3. Develop local content.

One of the most consistent ideas to emerge during this week’s meeting was that simply providing technical tools for Internet access isn’t sufficient. To welcome the next billion users, companies and technologists need to engage deeply with local communities to determine if and how they intend to use this access. That way, said the experts, networks can be built out in ways that best suit those purposes. In other words, responding to actual demand for the Internet is as important as devising new schemes to offer it.

One key part of that response is producing local content that is relevant to potential new users in their native languages. Many governments have begun to offer online services for employment, taxes, or licenses, which is one way to generate local content. Developers are also seeing success with local sites and apps that help people share with each other in a particular region. 

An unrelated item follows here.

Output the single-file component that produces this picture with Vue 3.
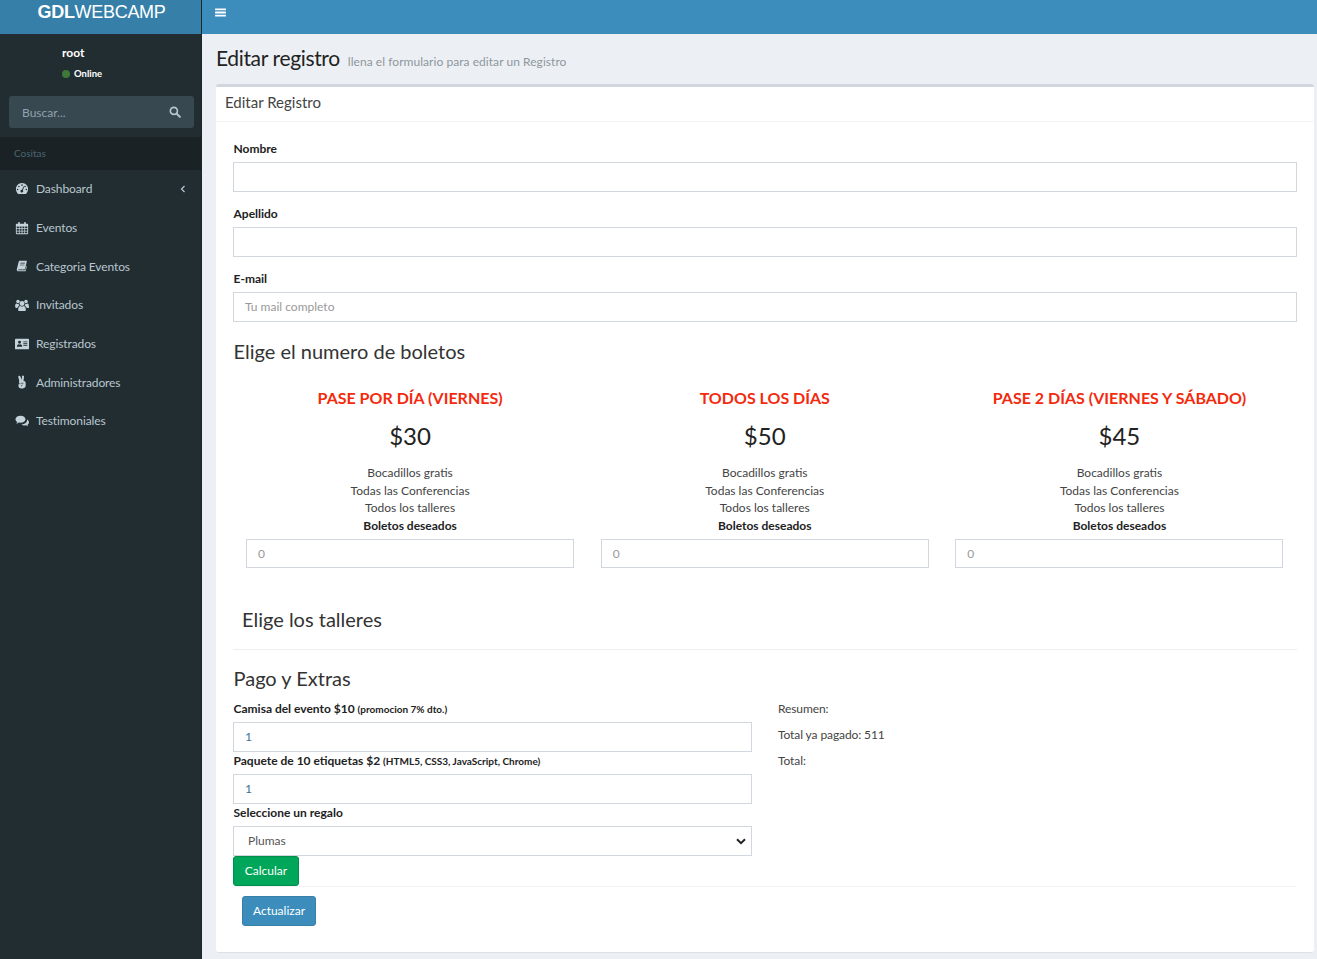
<script setup>
const menu = [
  { label: 'Dashboard', icon: 'gauge', arrow: true },
  { label: 'Eventos', icon: 'calendar' },
  { label: 'Categoria Eventos', icon: 'book' },
  { label: 'Invitados', icon: 'users' },
  { label: 'Registrados', icon: 'card' },
  { label: 'Administradores', icon: 'peace' },
  { label: 'Testimoniales', icon: 'comments' }
]
const plans = [
  { name: 'Pase por día (viernes)', price: '$30' },
  { name: 'Todos los días', price: '$50' },
  { name: 'Pase 2 días (viernes y sábado)', price: '$45' }
]
</script>

<template>
  <div class="app">
    <aside class="sidebar">
      <div class="logo"><b>GDL</b>WEBCAMP</div>
      <div class="user">
        <div class="uname">root</div>
        <div class="ustate"><span class="dot"></span>Online</div>
      </div>
      <div class="search">
        <span>Buscar...</span>
        <svg viewBox="0 0 16 16" width="12" height="12"><circle cx="6.5" cy="6.5" r="4.7" fill="none" stroke="#b8c7ce" stroke-width="2.2"/><path d="M10 10l4.5 4.5" stroke="#b8c7ce" stroke-width="2.6" stroke-linecap="round"/></svg>
      </div>
      <div class="menu-head">Cositas</div>
      <nav class="nav">
        <a v-for="m in menu" :key="m.label" class="item">
          <svg class="ico" viewBox="0 0 16 16">
            <g v-if="m.icon === 'gauge'">
              <path fill-rule="evenodd" d="M8 1a7 7 0 0 1 6.1 10.4c-.2.4-.6.9-1.1 1.6-.4.5-.8.8-1.4.8H4.4c-.6 0-1-.3-1.4-.8-.5-.7-.9-1.2-1.1-1.6A7 7 0 0 1 8 1zM8 2.7a.9.9 0 1 0 0 1.8.9.9 0 0 0 0-1.8zM4.5 4.2a.9.9 0 1 0 0 1.8.9.9 0 0 0 0-1.8zM3 7.6a.9.9 0 1 0 0 1.8.9.9 0 0 0 0-1.8zM13 7.6a.9.9 0 1 0 0 1.8.9.9 0 0 0 0-1.8zM11.5 4.2a.9.9 0 1 0 0 1.8.9.9 0 0 0 0-1.8zM9.6 5.4 7.8 9a1.5 1.5 0 1 0 1.1.5l1.6-3.7a.5.5 0 0 0-.9-.4z"/>
            </g>
            <g v-else-if="m.icon === 'calendar'">
              <path fill-rule="evenodd" d="M2 3h1.6V2a1 1 0 0 1 2 0v1h4.8V2a1 1 0 0 1 2 0v1H14a1 1 0 0 1 1 1v10a1 1 0 0 1-1 1H2a1 1 0 0 1-1-1V4a1 1 0 0 1 1-1zM2 6.2v2h2.4v-2zM5.3 6.2v2h2.2v-2zM8.5 6.2v2h2.2v-2zM11.6 6.2v2H14v-2zM2 9.1v2h2.4v-2zM5.3 9.1v2h2.2v-2zM8.5 9.1v2h2.2v-2zM11.6 9.1v2H14v-2zM2 12v2h2.4v-2zM5.3 12v2h2.2v-2zM8.5 12v2h2.2v-2zM11.6 12v2H14v-2z"/>
            </g>
            <g v-else-if="m.icon === 'book'" transform="translate(1.2 1.2) scale(.82)">
              <path fill-rule="evenodd" d="M5 1h9.3a.7.7 0 0 1 .7.9l-2.3 10.3a1.2 1.2 0 0 1-1.1.8H3.6c-.7 0-.9.5-.8.8.1.3.4.5.8.5H13l1.2-6 .8.4-1.4 6.2a1 1 0 0 1-.9.8H3.3C2 15.7 1 14.6 1 13.4c0-.3 0-.6.1-.9l2.7-10.6A1.3 1.3 0 0 1 5 1zM6.2 3.9l-.2 1h6.2l.2-1zM5.6 6.4l-.2 1h6.2l.2-1z"/>
            </g>
            <g v-else-if="m.icon === 'users'">
              <circle cx="8" cy="6.2" r="2.8"/>
              <circle cx="3.4" cy="4" r="2"/>
              <circle cx="12.6" cy="4" r="2"/>
              <path d="M3.6 13.6c0-3 1.2-4.4 2.6-4.4.5.4 1.1.6 1.8.6s1.3-.2 1.8-.6c1.4 0 2.6 1.4 2.6 4.4 0 .8-.6 1.2-1.3 1.2H4.9c-.7 0-1.3-.4-1.3-1.2z"/>
              <path d="M.2 9.2c0-1.6.4-2.9 1.4-2.9.4.3 1 .5 1.6.5.5 0 .7 0 1-.2 0 .8.3 1.6.9 2.2-1.2.3-2 1.2-2.5 2.6H1.2c-.6 0-1-.5-1-2.2zM15.8 9.2c0-1.6-.4-2.9-1.4-2.9-.4.3-1 .5-1.6.5-.5 0-.7 0-1-.2 0 .8-.3 1.6-.9 2.2 1.2.3 2 1.2 2.5 2.6h1.9c.6 0 1-.5 1-2.2z"/>
            </g>
            <g v-else-if="m.icon === 'card'">
              <path fill-rule="evenodd" d="M1 2h14a1 1 0 0 1 1 1v10a1 1 0 0 1-1 1H1a1 1 0 0 1-1-1V3a1 1 0 0 1 1-1zM5.2 4.4a1.7 1.7 0 1 0 0 3.4 1.7 1.7 0 0 0 0-3.4zM2.2 11.2h6c0-1.9-1-2.9-1.8-2.9-.4.2-.8.3-1.2.3s-.8-.1-1.2-.3c-.8 0-1.8 1-1.8 2.9zM9.5 5v1h4.6V5zM9.5 7.2v1h4.6v-1zM9.5 9.4v1h4.6v-1z"/>
            </g>
            <g v-else-if="m.icon === 'peace'">
              <path d="M4.7.8c.8-.2 1.3.3 1.5 1L7.6 5.6l.4-3.9C8.1 1 8.7.6 9.3.7c.7.1 1.1.7 1 1.4L9.7 7c1.4-.3 2.5.7 2.5 2.2v3.2c0 1.7-1.4 2.9-3.2 2.9H7.2c-1.9 0-3.3-1.2-3.3-3 0-.9.3-1.6.8-2.2L4.5 8c0-.4.2-.8.5-1L3.8 2.6c-.2-.8.1-1.6.9-1.8z"/>
              <path d="M5.6 9v1.6M7 9.4h2.6M6.8 12.8c.9-.4 1.4-1 1.5-1.8" fill="none" stroke="#222d32" stroke-width=".8"/>
            </g>
            <g v-else-if="m.icon === 'comments'">
              <path d="M6.3 2C3 2 .5 3.8.5 6c0 1.3.8 2.4 2.1 3.2-.2.7-.6 1.3-1.1 1.8 1.2-.1 2.2-.6 3-1.2.6.1 1.2.2 1.8.2 3.3 0 5.7-1.8 5.7-4S9.6 2 6.3 2z"/>
              <path d="M13.7 6.3c.1.2.1.5.1.7 0 2.7-2.8 4.6-6 4.6h-.5c.9.9 2.3 1.4 3.9 1.4.5 0 .9 0 1.4-.1.7.5 1.6.9 2.5 1-.4-.4-.8-1-.9-1.5 1.1-.7 1.8-1.7 1.8-2.9 0-1.2-.9-2.4-2.3-3.2z"/>
            </g>
          </svg>
          <span>{{ m.label }}</span>
          <svg v-if="m.arrow" class="arrow" viewBox="0 0 8 10" width="6" height="8"><path d="M6 1 2 5l4 4" fill="none" stroke="#b8c7ce" stroke-width="1.6"/></svg>
        </a>
      </nav>
    </aside>

    <div class="main">
      <header class="navbar">
        <svg viewBox="0 0 12 10" width="11" height="9"><path d="M0 .5h12v2H0zM0 4h12v2H0zM0 7.5h12v2H0z" fill="#fff"/></svg>
      </header>
      <section class="page">
        <div class="page-title">
          <h1>Editar registro</h1><small>llena el formulario para editar un Registro</small>
        </div>
        <div class="box">
          <div class="box-head">Editar Registro</div>
          <div class="box-body">
            <div class="fields">
              <div class="group"><label>Nombre</label><div class="field"></div></div>
              <div class="group"><label>Apellido</label><div class="field"></div></div>
              <div class="group"><label>E-mail</label><div class="field ph">Tu mail completo</div></div>
            </div>
            <h3 class="section first">Elige el numero de boletos</h3>
            <div class="plans">
              <div v-for="p in plans" :key="p.name" class="plan">
                <h3 class="plan-name">{{ p.name }}</h3>
                <div class="price">{{ p.price }}</div>
                <div class="plan-line l1">Bocadillos gratis</div>
                <div class="plan-line">Todas las Conferencias</div>
                <div class="plan-line">Todos los talleres</div>
                <div class="plan-line want">Boletos deseados</div>
                <div class="field ph small">0</div>
              </div>
            </div>
            <h3 class="section talleres">Elige los talleres</h3>
            <hr class="rule" />
            <h3 class="section pago">Pago y Extras</h3>
            <div class="extras">
              <div class="extras-left">
                <label class="lab">Camisa del evento $10 <small>(promocion 7% dto.)</small></label>
                <div class="field val">1</div>
                <label class="lab">Paquete de 10 etiquetas $2 <small>(HTML5, CSS3, JavaScript, Chrome)</small></label>
                <div class="field val">1</div>
                <label class="lab">Seleccione un regalo</label>
                <div class="field sel">
                  <span>Plumas</span>
                  <svg viewBox="0 0 10 7" width="10" height="7"><path d="M1 1.2 5 5.2l4-4" fill="none" stroke="#222" stroke-width="2"/></svg>
                </div>
                <button class="btn green">Calcular</button>
              </div>
              <div class="summary">
                <p>Resumen:</p>
                <p>Total ya pagado: 511</p>
                <p>Total:</p>
              </div>
            </div>
          </div>
          <div class="box-foot"><button class="btn blue">Actualizar</button></div>
        </div>
      </section>
    </div>
  </div>
</template>

<style>
html, body { margin: 0; height: 100%; overflow: hidden; }
</style>

<style scoped>
.app {
  display: flex;
  height: 959px;
  overflow: hidden;
  font-family: "Lato", "Noto Sans", sans-serif;
  font-size: 13px;
  color: #333;
}
.sidebar { width: 202px; flex: none; background: #222d32; color: #b8c7ce; border-right: 1px solid #1d262a; box-sizing: border-box; }
.logo { height: 34px; background: #367fa9; color: #fff; font-family: "Liberation Sans", sans-serif; font-size: 18px; text-align: center; line-height: 24px; letter-spacing: -.3px; padding-left: 2px; box-sizing: border-box; }
.logo b { font-weight: 700; }
.user { padding: 11px 0 0 62px; height: 62px; box-sizing: border-box; color: #fff; }
.uname { font-weight: 700; font-size: 12px; line-height: 15px; }
.ustate { display: flex; align-items: center; font-size: 9.5px; margin-top: 8px; font-weight: 700; line-height: 12px; }
.dot { width: 8px; height: 8px; border-radius: 50%; background: #3d7a3a; margin-right: 4px; }
.search { margin: 0 7px 9px 9px; height: 32px; background: #374850; border-radius: 3px; display: flex; align-items: center; justify-content: space-between; padding: 0 13px 0 13px; font-size: 12px; color: #8fa3ad; }
.menu-head { height: 33px; background: #1a2226; color: #4b646f; font-size: 10px; line-height: 33px; padding-left: 14px; }
.nav { margin-top: -.4px; }
.item { height: 38.67px; display: flex; align-items: center; padding-left: 15px; font-size: 12px; letter-spacing: -.1px; color: #b8c7ce; }
.ico { width: 14px; height: 14px; fill: #c4d2d9; margin-right: 7px; flex: none; }
.arrow { margin-left: auto; margin-right: 15px; }
.main { flex: 1; min-width: 0; background: #ecf0f5; }
.navbar { height: 34px; background: #3c8dbc; display: flex; align-items: flex-start; padding: 8px 0 0 13px; box-sizing: border-box; }
.page { padding: 0 3px 0 14px; }
.page-title { display: flex; align-items: baseline; height: 50px; padding-top: 10px; box-sizing: border-box; }
h1 { margin: 0; font-size: 21px; letter-spacing: -.35px; font-weight: 400; color: #222; line-height: 28px; }
.page-title small { font-size: 12px; letter-spacing: .05px; color: #8f969c; margin-left: 8px; }
.box { background: #fff; border-top: 3px solid #d2d6de; border-radius: 3px; height: 869px; box-sizing: border-box; border-bottom: 1px solid #dde0e5; }
.box-head { height: 35px; box-sizing: border-box; padding-left: 9px; line-height: 31px; font-size: 15px; color: #444; border-bottom: 1px solid #f4f4f4; }
.box-body { padding: 0 17px; }
.fields { padding-top: 19px; }
.group { margin-bottom: 7px; height: 58px; }
label { display: block; font-weight: 700; font-size: 12px; line-height: 16px; color: #222; padding-left: .5px; }
.group label { margin-bottom: 5px; }
.field { height: 30px; box-sizing: border-box; border: 1px solid #d2d6de; padding: 0 11px; line-height: 28px; font-size: 12px; background: #fff; }
.ph { color: #999; }
.section { margin: 0; font-weight: 400; font-size: 20px; color: #333; }
.first { margin-top: 2px; line-height: 30px; padding-left: .5px; }
.plans { display: grid; grid-template-columns: repeat(3, 1fr); margin-top: 22px; }
.plan { padding: 0 13.5px 0 13px; text-align: center; }
.plan-name { margin: 0; color: #f32a0e; font-size: 16px; font-weight: 700; text-transform: uppercase; line-height: 20px; }
.price { font-size: 24px; line-height: 30px; margin-top: 13px; color: #222; }
.plan-line { font-size: 12px; line-height: 17.5px; color: #444; }
.l1 { margin-top: 13px; }
.want { font-weight: 700; color: #222; margin-bottom: 5.4px; }
.small { height: 29px; text-align: left; line-height: 27px; }
.talleres { padding-left: 9px; margin-top: 37px; line-height: 28px; }
.rule { border: 0; border-top: 1px solid #eee; margin: 16px 0 0; }
.pago { margin-top: 14px; line-height: 28px; padding-left: .5px; }
.extras { display: grid; grid-template-columns: 519px 1fr; column-gap: 26px; margin-top: 9px; }
.lab { line-height: 16px; height: 21px; box-sizing: border-box; }
.lab small { font-size: 10px; }
.val { color: #3c6f99; margin-bottom: 1px; }
.sel { display: flex; align-items: center; justify-content: space-between; padding: 0 5px 0 14px; color: #555; }
.btn { display: block; height: 30px; border-radius: 3px; font: inherit; font-size: 12px; color: #fff; padding: 0 0 2px; }
.green { width: 66px; background: #00a65a; border: 1px solid #008d4c; }
.blue { width: 74px; background: #3c8dbc; border: 1px solid #367fa9; }
.summary { font-size: 12px; letter-spacing: -.1px; color: #444; }
.summary p { margin: 0 0 10px; line-height: 16px; }
.box-foot { margin: 0 18px 0 17px; border-top: 1px solid #f4f4f4; padding: 9px 0 0 9px; }
</style>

“You want to provide Internet access, but what do the end users really need?” Dilip Krishnaswamy, an IBM researcher based in Bangalore, India said. “Maybe they don’t care about the presidential election as much as they want to connect with each other.” India is a good example of the humongous potential demand for local material—it’s home to 1.2 billion people who speak 22 major languages.

All this new content must also be designed to work on devices that are available and popular in that area, rather than the latest smartphones used in Europe or the United States. During the meeting, experts at one table discussed obstacles to Internet use in Africa. They mentioned the ongoing challenge of simply charging devices in many parts of the continent. In response, someone tossed out the idea of hosting a hackathon devoted wholly to developing apps that consume as little power as possible.  

Editors note: This story was updated on April 15 to change “IEEE Internet Society” to “IEEE Internet Initiative.”